Aim of the exercise
Using the listing below, report all lines holding the word "TypeScript".

Source records
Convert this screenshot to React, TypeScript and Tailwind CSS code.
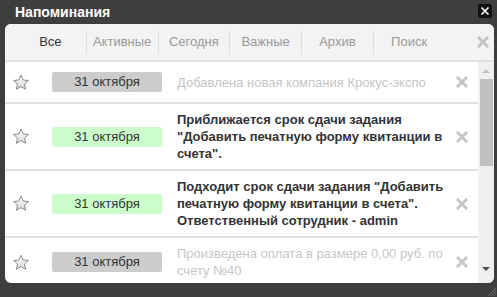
import React from "react";

type Reminder = {
  id: number;
  text: string;
  unread: boolean;
};

const reminders: Reminder[] = [
  { id: 1, text: "Добавлена новая компания Крокус-экспо", unread: false },
  {
    id: 2,
    text: 'Приближается срок сдачи задания "Добавить печатную форму квитанции в счета".',
    unread: true,
  },
  {
    id: 3,
    text: 'Подходит срок сдачи задания "Добавить печатную форму квитанции в счета". Ответственный сотрудник - admin',
    unread: true,
  },
  { id: 4, text: "Произведена оплата в размере 0,00 руб. по счету №40", unread: false },
];

const tabs = ["Все", "Активные", "Сегодня", "Важные", "Архив", "Поиск"];

function Star() {
  return (
    <svg width="18" height="17" viewBox="0 0 18 17" className="shrink-0">
      <defs>
        <linearGradient id="starFill" x1="0" y1="0" x2="0" y2="1">
          <stop offset="0" stopColor="#ffffff" />
          <stop offset="1" stopColor="#d6d6d6" />
        </linearGradient>
      </defs>
      <path
        d="M9 1.2 L11.2 6 L16.4 6.5 L12.5 10 L13.6 15.3 L9 12.6 L4.4 15.3 L5.5 10 L1.6 6.5 L6.8 6 Z"
        fill="url(#starFill)"
        stroke="#8a8a8a"
        strokeWidth="1"
        strokeLinejoin="round"
      />
    </svg>
  );
}

function Cross({ color = "#c6c6c6" }: { color?: string }) {
  return (
    <svg width="12" height="12" viewBox="0 0 12 12" className="shrink-0">
      <path d="M2 2 L10 10 M10 2 L2 10" stroke={color} strokeWidth="3" strokeLinecap="square" />
    </svg>
  );
}

export default function App() {
  return (
    <div
      className="relative w-[497px] h-[297px] bg-[#3e3e3e] overflow-hidden flex flex-col"
      style={{ fontFamily: '"Liberation Sans", Arial, sans-serif' }}
    >
      {/* Title bar */}
      <div className="h-[24px] flex items-center justify-between pl-[15px] pr-[5px] shrink-0">
        <span className="text-white font-bold text-[14px] leading-none">Напоминания</span>
        <div className="w-[14px] h-[14px] bg-[#121212] rounded-[2px] flex items-center justify-center -mt-[2px]">
          <svg width="10" height="10" viewBox="0 0 10 10">
            <path d="M1.5 1.5 L8.5 8.5 M8.5 1.5 L1.5 8.5" stroke="#ffffff" strokeWidth="1.6" />
          </svg>
        </div>
      </div>

      {/* Panel */}
      <div className="ml-[5px] mr-[3px] h-[259px] bg-white rounded-[6px] overflow-hidden flex flex-col shrink-0">
        {/* Tabs */}
        <div className="h-[38px] shrink-0 bg-[#f3f3f3] border-b-2 border-[#e2e2e2] flex items-center pl-[10px] pr-[5px]">
          {tabs.map((t, i) => (
            <React.Fragment key={t}>
              {i > 0 && <div className="w-px h-[23px] bg-[#dcdcdc]" />}
              <div
                className={`w-[70.75px] text-center text-[13px] ${
                  i === 0 ? "text-[#333333]" : "text-[#9a9a9a]"
                }`}
              >
                {t}
              </div>
            </React.Fragment>
          ))}
          <div className="ml-auto">
            <Cross color="#c3c3c3" />
          </div>
        </div>

        {/* Body */}
        <div className="flex flex-1 overflow-hidden">
          <div className="flex-1 overflow-hidden">
            {reminders.map((r) => (
              <div
                key={r.id}
                className="flex items-center min-h-[42px] py-[7px] pl-[7px] pr-[10px] border-b-2 border-[#e0e0e0]"
              >
                <Star />
                <div
                  className={`ml-[22px] w-[110px] h-[20px] shrink-0 rounded-[2px] flex items-center justify-center text-[13px] text-[#333333] ${
                    r.unread ? "bg-[#ccfccc]" : "bg-[#cccccc]"
                  }`}
                >
                  31 октября
                </div>
                <div
                  className={`ml-[15px] w-[272px] text-[13px] leading-[17px] ${
                    r.unread ? "font-bold text-[#333333]" : "text-[#c6c6c6]"
                  }`}
                >
                  {r.text}
                </div>
                <div className="ml-auto">
                  <Cross />
                </div>
              </div>
            ))}
          </div>

          {/* Scrollbar */}
          <div className="w-[16px] bg-[#f0f0f0] flex flex-col items-center shrink-0">
            <div className="h-[17px] flex items-center justify-center">
              <div className="w-0 h-0 border-l-[4px] border-r-[4px] border-b-[4px] border-l-transparent border-r-transparent border-b-[#c2c2c2]" />
            </div>
            <div className="w-[13px] h-[87px] bg-[#c1c1c1]" />
            <div className="flex-1" />
            <div className="h-[16px] flex items-start justify-center">
              <div className="w-0 h-0 border-l-[4px] border-r-[4px] border-t-[4px] border-l-transparent border-r-transparent border-t-[#505050]" />
            </div>
          </div>
        </div>
      </div>

      {/* Resize grip */}
      <svg className="absolute right-0 bottom-0" width="12" height="12" viewBox="0 0 12 12">
        <path d="M11 3 L3 11 M11 6 L6 11 M11 9 L9 11" stroke="#6a6a6a" strokeWidth="1" />
      </svg>
    </div>
  );
}
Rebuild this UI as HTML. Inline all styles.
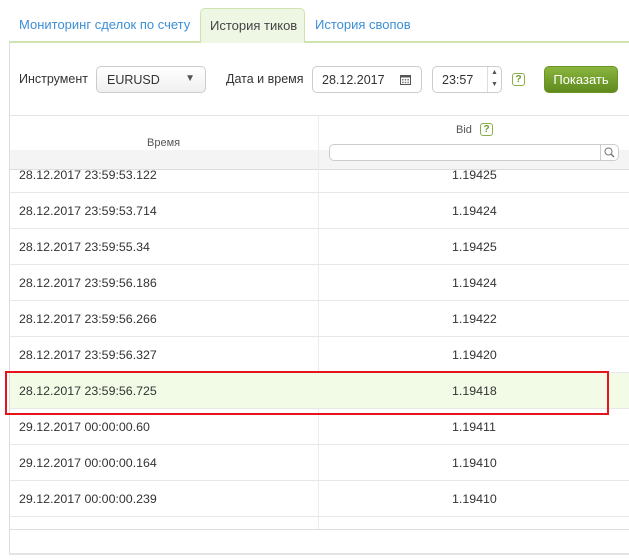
<!DOCTYPE html>
<html><head><meta charset="utf-8"><style>
*{box-sizing:border-box;margin:0;padding:0}
body{width:629px;height:560px;overflow:hidden;background:#fff;font-family:"Liberation Sans",Arial,sans-serif;font-size:12px;color:#333;position:relative}
.a{position:absolute;white-space:nowrap}
.tab{position:absolute;top:8px;height:34px;line-height:34px;font-size:13px;color:#3d8fd6;padding:0 10px;white-space:nowrap}
.in{position:absolute;border:1px solid #ccc;border-radius:5px;background:#fff;font-size:12.5px;color:#333;white-space:nowrap}
.row{position:absolute;left:10px;width:640px;height:36px;border-bottom:1px solid #e8e8e8;font-size:12.4px;color:#333}
.row span{position:absolute;top:0;line-height:36px;white-space:nowrap}
.q{position:absolute;width:13px;height:13px;border:1px solid #8ab04a;border-radius:3px;color:#6e9a2e;font-size:10px;line-height:11px;text-align:center;font-weight:bold}
</style></head><body>
<div class="a" style="left:9px;top:41px;width:640px;height:2px;background:#cfe3b0"></div>
<div class="tab" style="left:9px">Мониторинг сделок по счету</div>
<div class="tab" style="left:200px;width:105px;background:#eef6e4;border:1px solid #cfe3b0;border-bottom:none;border-radius:5px 5px 0 0;color:#444;height:35px;padding:0 9px">История тиков</div>
<div class="tab" style="left:305px">История свопов</div>
<div class="a" style="left:9px;top:43px;width:1px;height:512px;background:#ddd"></div>
<div class="a" style="left:9px;top:553px;width:640px;height:2px;background:#e4e4e4"></div>

<div class="a" style="left:19px;top:72px;font-size:12.5px">Инструмент</div>
<div class="in" style="left:96px;top:66px;width:110px;height:27px;background:linear-gradient(#fff,#f0f0f0);padding:6px 10px">EURUSD<span class="a" style="right:10px;top:6px;font-size:10px;color:#555">▼</span></div>
<div class="a" style="left:226px;top:72px;font-size:12.5px">Дата и время</div>
<div class="in" style="left:312px;top:66px;width:110px;height:27px;padding:6px 9px">28.12.2017
<svg class="a" style="left:87px;top:7px" width="11" height="11" viewBox="0 0 11 11"><rect x="0.5" y="1.5" width="10" height="9" fill="#fff" stroke="#555"/><rect x="0.5" y="1.5" width="10" height="2" fill="#555"/><g fill="#777"><rect x="2" y="5" width="1.5" height="1.5"/><rect x="4.7" y="5" width="1.5" height="1.5"/><rect x="7.4" y="5" width="1.5" height="1.5"/><rect x="2" y="7.7" width="1.5" height="1.5"/><rect x="4.7" y="7.7" width="1.5" height="1.5"/><rect x="7.4" y="7.7" width="1.5" height="1.5"/></g></svg></div>
<div class="in" style="left:432px;top:66px;width:70px;height:27px;padding:6px 9px">23:57
<div class="a" style="right:0;top:0;width:14px;height:25px;border-left:1px solid #ddd;font-size:7px;color:#555;text-align:center;line-height:12px">▲<br>▼</div></div>
<div class="q" style="left:512px;top:73px">?</div>
<div class="a" style="left:544px;top:66px;width:74px;height:27px;border-radius:5px;background:linear-gradient(#8ab53e,#5f8a1e);border:1px solid #6a9526;color:#fff;font-size:13px;text-align:center;line-height:25px">Показать</div>

<div class="a" style="left:10px;top:115px;width:640px;height:1px;background:#e4e4e4"></div>
<div class="a" style="left:10px;top:150px;width:640px;height:19px;background:#f4f4f4"></div>
<div class="a" style="left:10px;top:169px;width:640px;height:1px;background:#ddd"></div>
<div class="a" style="left:318px;top:115px;width:1px;height:414px;background:#ececec"></div>
<div class="a" style="left:147px;top:137px;font-size:11px;color:#555">Время</div>
<div class="a" style="left:456px;top:124px;font-size:11px;color:#555">Bid</div>
<div class="q" style="left:480px;top:123px">?</div>
<div class="a" style="left:329px;top:144px;width:290px;height:17px;border:1px solid #ccc;border-radius:5px;background:#fff"></div>
<div class="a" style="left:600px;top:144px;width:1px;height:17px;background:#ccc"></div>
<svg class="a" style="left:604px;top:147px" width="11" height="11" viewBox="0 0 11 11"><circle cx="4.5" cy="4.5" r="3.5" fill="none" stroke="#777"/><path d="M7 7l3 3" stroke="#777" stroke-width="1.5"/></svg>

<div class="row" style="top:169px;height:24px"><span style="left:9px;line-height:12px">28.12.2017 23:59:53.122</span><span style="left:442px;line-height:12px">1.19425</span></div>
<div class="row" style="top:193px"><span style="left:9px">28.12.2017 23:59:53.714</span><span style="left:442px">1.19424</span></div>
<div class="row" style="top:229px"><span style="left:9px">28.12.2017 23:59:55.34</span><span style="left:442px">1.19425</span></div>
<div class="row" style="top:265px"><span style="left:9px">28.12.2017 23:59:56.186</span><span style="left:442px">1.19424</span></div>
<div class="row" style="top:301px"><span style="left:9px">28.12.2017 23:59:56.266</span><span style="left:442px">1.19422</span></div>
<div class="row" style="top:337px"><span style="left:9px">28.12.2017 23:59:56.327</span><span style="left:442px">1.19420</span></div>
<div class="row" style="top:373px;background:#f1fbe6"><span style="left:9px">28.12.2017 23:59:56.725</span><span style="left:442px">1.19418</span></div>
<div class="row" style="top:409px"><span style="left:9px">29.12.2017 00:00:00.60</span><span style="left:442px">1.19411</span></div>
<div class="row" style="top:445px"><span style="left:9px">29.12.2017 00:00:00.164</span><span style="left:442px">1.19410</span></div>
<div class="row" style="top:481px"><span style="left:9px">29.12.2017 00:00:00.239</span><span style="left:442px">1.19410</span></div>
<div class="a" style="left:10px;top:529px;width:640px;height:1px;background:#ddd"></div>
<div class="a" style="left:5px;top:371px;width:604px;height:44px;border:2px solid #e8141b"></div>
</body></html>
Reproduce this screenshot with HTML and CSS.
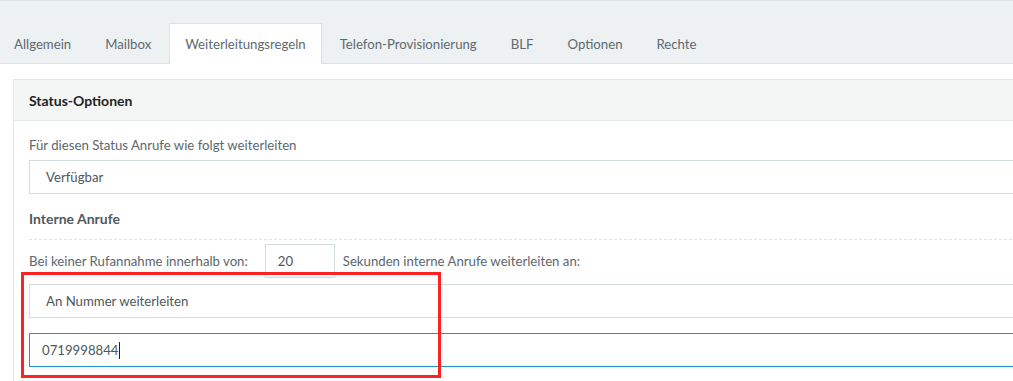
FILE: index.html
```html
<!DOCTYPE html>
<html lang="de">
<head>
    <meta charset="UTF-8">
    <meta name="viewport" content="width=device-width, initial-scale=1.0">
    <title>Weiterleitungsregeln</title>
    <link rel="stylesheet" href="styles.css">
</head>
<body>
    <div class="tabbar">
        <div class="tabs">
            <div class="tab">Allgemein</div>
            <div class="tab">Mailbox</div>
            <div class="tab active">Weiterleitungsregeln</div>
            <div class="tab">Telefon-Provisionierung</div>
            <div class="tab">BLF</div>
            <div class="tab">Optionen</div>
            <div class="tab">Rechte</div>
        </div>
    </div>

    <div class="panel">
        <div class="panel-heading">Status-Optionen</div>
        <div class="panel-body">
            <div class="label">Für diesen Status Anrufe wie folgt weiterleiten</div>
            <div class="select">Verfügbar</div>

            <div class="section-title">Interne Anrufe</div>

            <div class="inline-row">
                <span class="label">Bei keiner Rufannahme innerhalb von:</span>
                <div class="small-input">20</div>
                <span class="label">Sekunden interne Anrufe weiterleiten an:</span>
            </div>
            <div class="select select-tight">An Nummer weiterleiten</div>
            <div class="text-input focused">0719998844<span class="caret"></span></div>

            <div class="highlight"></div>
        </div>
    </div>
</body>
</html>
```

FILE: styles.css
```css
body {
    margin: 0;
    background-color: #fff;
    font-family: Lato, "Open Sans", sans-serif;
    font-size: 13.2px;
    color: #5c676e;
    overflow: hidden;
}
.tabbar {
    background-color: #edf1f2;
    border-top: 1px solid #dbe2e4;
    border-bottom: 1px solid #dbe2e4;
    height: 62px;
    display: flex;
    align-items: flex-end;
}
.tabs {
    display: flex;
    margin-left: -2px;
    margin-bottom: -1px;
}
.tab {
    height: 39px;
    padding: 0 15px;
    margin-right: 2px;
    border: 1px solid transparent;
    border-bottom: none;
    display: flex;
    align-items: center;
    color: #5e6a71;
    white-space: nowrap;
}
.tab.active {
    background-color: #fff;
    border-color: #dbe2e4;
    height: 40px;
}
.panel {
    margin: 15px -40px 0 13px;
    border: 1px solid #e1e6e8;
    border-bottom: none;
}
.panel-heading {
    height: 40px;
    padding: 0 15px;
    display: flex;
    align-items: center;
    background-color: #f4f6f6;
    border-bottom: 1px solid #e6eaeb;
    font-weight: bold;
    font-size: 14px;
    color: #1f2326;
}
.panel-body {
    position: relative;
    padding: 14px 15px 20px 15px;
}
.label {
    line-height: 20px;
    color: #5c676e;
}
.select {
    margin-top: 5px;
    height: 32px;
    border: 1px solid #d3dcdf;
    padding-left: 16px;
    display: flex;
    align-items: center;
    color: #4d575d;
}
.section-title {
    margin-top: 15px;
    padding-bottom: 10px;
    line-height: 20px;
    border-bottom: 1px dashed #dfe3e4;
    font-weight: bold;
    font-size: 14px;
    color: #4f5a60;
}
.inline-row {
    margin-top: 4px;
    display: flex;
    align-items: center;
}
.small-input {
    width: 56px;
    height: 32px;
    margin: 0 8px 0 17px;
    border: 1px solid #d3dcdf;
    padding-left: 12px;
    display: flex;
    align-items: center;
    color: #4d575d;
}
.select-tight {
    margin-top: 6px;
}
.text-input {
    margin-top: 15px;
    height: 32px;
    border: 1px solid #d3dcdf;
    padding-left: 12px;
    display: flex;
    align-items: center;
    color: #4d575d;
}
.text-input.focused {
    border-color: #1b95c9;
}
.caret {
    width: 1px;
    height: 17px;
    background-color: #222;
}
.highlight {
    position: absolute;
    left: 7px;
    top: 151px;
    width: 414px;
    height: 100px;
    border: 3px solid #ff2222;
}
```
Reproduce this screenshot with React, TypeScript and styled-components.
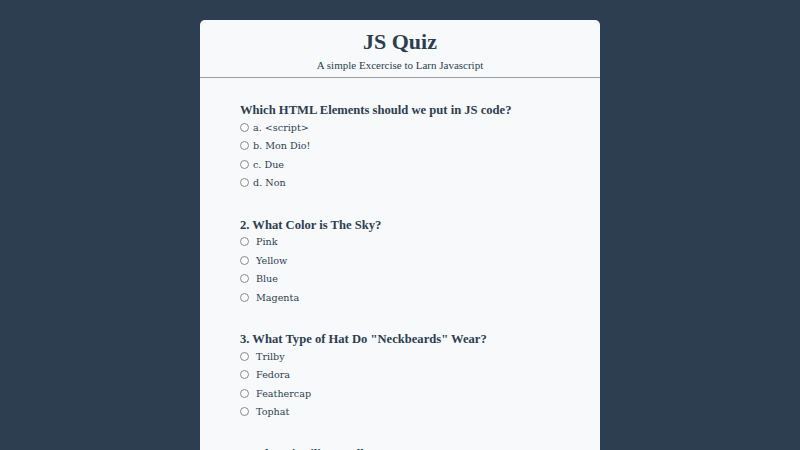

Expected answer
Convert this screenshot to React, TypeScript and Tailwind CSS code.
Reproduce this screenshot with React, TypeScript and styled-components.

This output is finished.